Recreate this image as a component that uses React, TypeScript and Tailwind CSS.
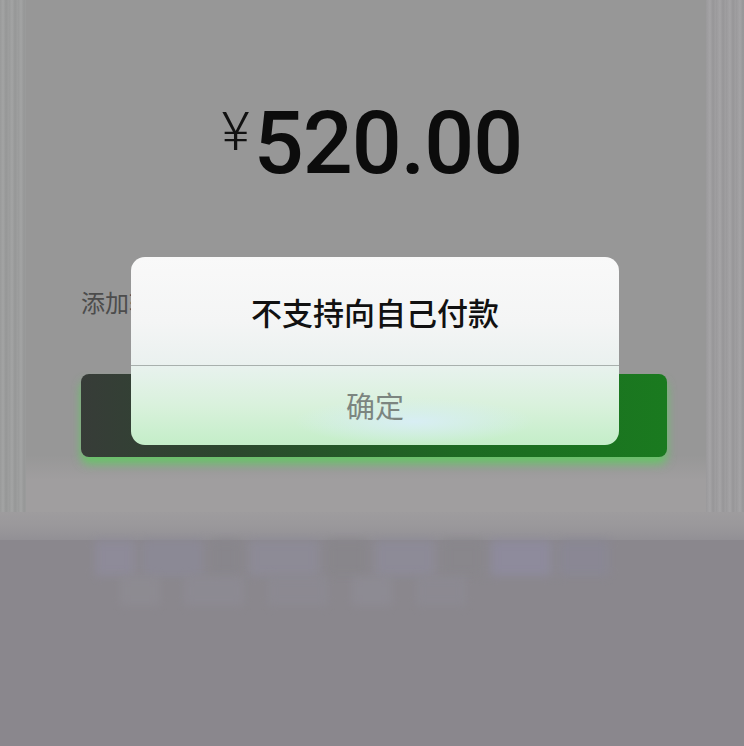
import React from "react";

const cjk = { fontFamily: '"Noto Sans CJK SC", "Noto Sans", sans-serif' };

export default function App() {
  return (
    <div className="relative w-[744px] h-[746px] overflow-hidden bg-[#8a878d]">
      <div className="flex h-[512px]">
        <div className="w-[26px] bg-[repeating-linear-gradient(90deg,#999a9a_0px,#a3a4a4_3px,#969797_6px,#9e9f9f_9px)]" />
        <div className="flex-1 flex flex-col bg-[linear-gradient(180deg,#979797_0px,#979797_455px,#a09e9f_480px,#a09e9f_512px)]">
          <div className="flex items-start justify-center pt-[99px] pl-[12px]">
            <span
              className="text-[54px] leading-none text-[#111] mt-[6px] mr-[4px]"
              style={{ fontFamily: 'Roboto, "Liberation Sans", sans-serif', fontWeight: 300 }}
            >
              ¥
            </span>
            <span
              className="text-[88px] leading-none text-[#0c0c0c] tracking-[-1px]"
              style={{ fontFamily: 'Roboto, "Liberation Sans", sans-serif', fontWeight: 500 }}
            >
              520.00
            </span>
          </div>
          <div className="ml-[55px] mt-[103px] text-[24px] leading-[24px] text-[#4c4c4c]" style={cjk}>
            添加转账说明
          </div>
          <div className="ml-[55px] mr-[39px] mt-[60px] h-[83px] rounded-[8px] bg-[linear-gradient(90deg,#373c38_0%,#2c472e_25%,#1d6a22_65%,#1a7a1f_100%)] shadow-[0_7px_10px_rgba(90,210,90,0.75)]" />
        </div>
        <div className="w-[38px] bg-[repeating-linear-gradient(90deg,#9a999b_0px,#a5a4a6_4px,#979698_7px,#a09fa1_10px)]" />
      </div>
      <div className="h-[28px] bg-[linear-gradient(180deg,#9e9c9e_0%,#9a989b_50%,#929095_100%)]" />
      <div className="flex gap-[8px] px-[95px] h-[36px] blur-[5px] opacity-80">
        <div className="w-[40px] bg-[#8f8c9c]" />
        <div className="w-[60px] bg-[#8c8a98]" />
        <div className="w-[30px] bg-[#88868c]" />
        <div className="w-[70px] bg-[#8e8c99]" />
        <div className="w-[40px] bg-[#88868b]" />
        <div className="w-[60px] bg-[#8e8c9a]" />
        <div className="w-[40px] bg-[#89878c]" />
        <div className="w-[60px] bg-[#8f8ca0]" />
        <div className="w-[50px] bg-[#8a8896]" />
      </div>
      <div className="flex gap-[24px] px-[120px] h-[30px] blur-[5px] opacity-70">
        <div className="w-[40px] bg-[#8f8d94]" />
        <div className="w-[60px] bg-[#8e8c95]" />
        <div className="w-[60px] bg-[#8d8b94]" />
        <div className="w-[40px] bg-[#8f8d96]" />
        <div className="w-[50px] bg-[#8d8b94]" />
      </div>

      <div
        className="absolute left-[131px] top-[257px] w-[488px] h-[188px] rounded-[14px] overflow-hidden flex flex-col"
        style={cjk}
      >
        <div className="h-[108px] flex items-center justify-center bg-[linear-gradient(180deg,#f9f9f9_0%,#f4f5f5_60%,#eaf1ef_100%)]">
          <span className="text-[31px] leading-none text-[#111] font-medium">不支持向自己付款</span>
        </div>
        <div className="h-[1px] bg-[#a8b0ad]" />
        <div className="flex-1 flex items-center justify-center bg-[radial-gradient(ellipse_at_58%_70%,#d8eef4_0%,rgba(216,238,244,0)_30%),linear-gradient(180deg,#e8f2ee_0%,#d9f1dc_50%,#c4eec8_100%)]">
          <span className="text-[29px] leading-none text-[#7c8580]">确定</span>
        </div>
      </div>
    </div>
  );
}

**What you are asked to do**: Without the pictures, output the full listing exactly as it stands.

**The output**:
Recreate this image as a component that uses React, TypeScript and Tailwind CSS.
import React from "react";

const cjk = { fontFamily: '"Noto Sans CJK SC", "Noto Sans", sans-serif' };

export default function App() {
  return (
    <div className="relative w-[744px] h-[746px] overflow-hidden bg-[#8a878d]">
      <div className="flex h-[512px]">
        <div className="w-[26px] bg-[repeating-linear-gradient(90deg,#999a9a_0px,#a3a4a4_3px,#969797_6px,#9e9f9f_9px)]" />
        <div className="flex-1 flex flex-col bg-[linear-gradient(180deg,#979797_0px,#979797_455px,#a09e9f_480px,#a09e9f_512px)]">
          <div className="flex items-start justify-center pt-[99px] pl-[12px]">
            <span
              className="text-[54px] leading-none text-[#111] mt-[6px] mr-[4px]"
              style={{ fontFamily: 'Roboto, "Liberation Sans", sans-serif', fontWeight: 300 }}
            >
              ¥
            </span>
            <span
              className="text-[88px] leading-none text-[#0c0c0c] tracking-[-1px]"
              style={{ fontFamily: 'Roboto, "Liberation Sans", sans-serif', fontWeight: 500 }}
            >
              520.00
            </span>
          </div>
          <div className="ml-[55px] mt-[103px] text-[24px] leading-[24px] text-[#4c4c4c]" style={cjk}>
            添加转账说明
          </div>
          <div className="ml-[55px] mr-[39px] mt-[60px] h-[83px] rounded-[8px] bg-[linear-gradient(90deg,#373c38_0%,#2c472e_25%,#1d6a22_65%,#1a7a1f_100%)] shadow-[0_7px_10px_rgba(90,210,90,0.75)]" />
        </div>
        <div className="w-[38px] bg-[repeating-linear-gradient(90deg,#9a999b_0px,#a5a4a6_4px,#979698_7px,#a09fa1_10px)]" />
      </div>
      <div className="h-[28px] bg-[linear-gradient(180deg,#9e9c9e_0%,#9a989b_50%,#929095_100%)]" />
      <div className="flex gap-[8px] px-[95px] h-[36px] blur-[5px] opacity-80">
        <div className="w-[40px] bg-[#8f8c9c]" />
        <div className="w-[60px] bg-[#8c8a98]" />
        <div className="w-[30px] bg-[#88868c]" />
        <div className="w-[70px] bg-[#8e8c99]" />
        <div className="w-[40px] bg-[#88868b]" />
        <div className="w-[60px] bg-[#8e8c9a]" />
        <div className="w-[40px] bg-[#89878c]" />
        <div className="w-[60px] bg-[#8f8ca0]" />
        <div className="w-[50px] bg-[#8a8896]" />
      </div>
      <div className="flex gap-[24px] px-[120px] h-[30px] blur-[5px] opacity-70">
        <div className="w-[40px] bg-[#8f8d94]" />
        <div className="w-[60px] bg-[#8e8c95]" />
        <div className="w-[60px] bg-[#8d8b94]" />
        <div className="w-[40px] bg-[#8f8d96]" />
        <div className="w-[50px] bg-[#8d8b94]" />
      </div>

      <div
        className="absolute left-[131px] top-[257px] w-[488px] h-[188px] rounded-[14px] overflow-hidden flex flex-col"
        style={cjk}
      >
        <div className="h-[108px] flex items-center justify-center bg-[linear-gradient(180deg,#f9f9f9_0%,#f4f5f5_60%,#eaf1ef_100%)]">
          <span className="text-[31px] leading-none text-[#111] font-medium">不支持向自己付款</span>
        </div>
        <div className="h-[1px] bg-[#a8b0ad]" />
        <div className="flex-1 flex items-center justify-center bg-[radial-gradient(ellipse_at_58%_70%,#d8eef4_0%,rgba(216,238,244,0)_30%),linear-gradient(180deg,#e8f2ee_0%,#d9f1dc_50%,#c4eec8_100%)]">
          <span className="text-[29px] leading-none text-[#7c8580]">确定</span>
        </div>
      </div>
    </div>
  );
}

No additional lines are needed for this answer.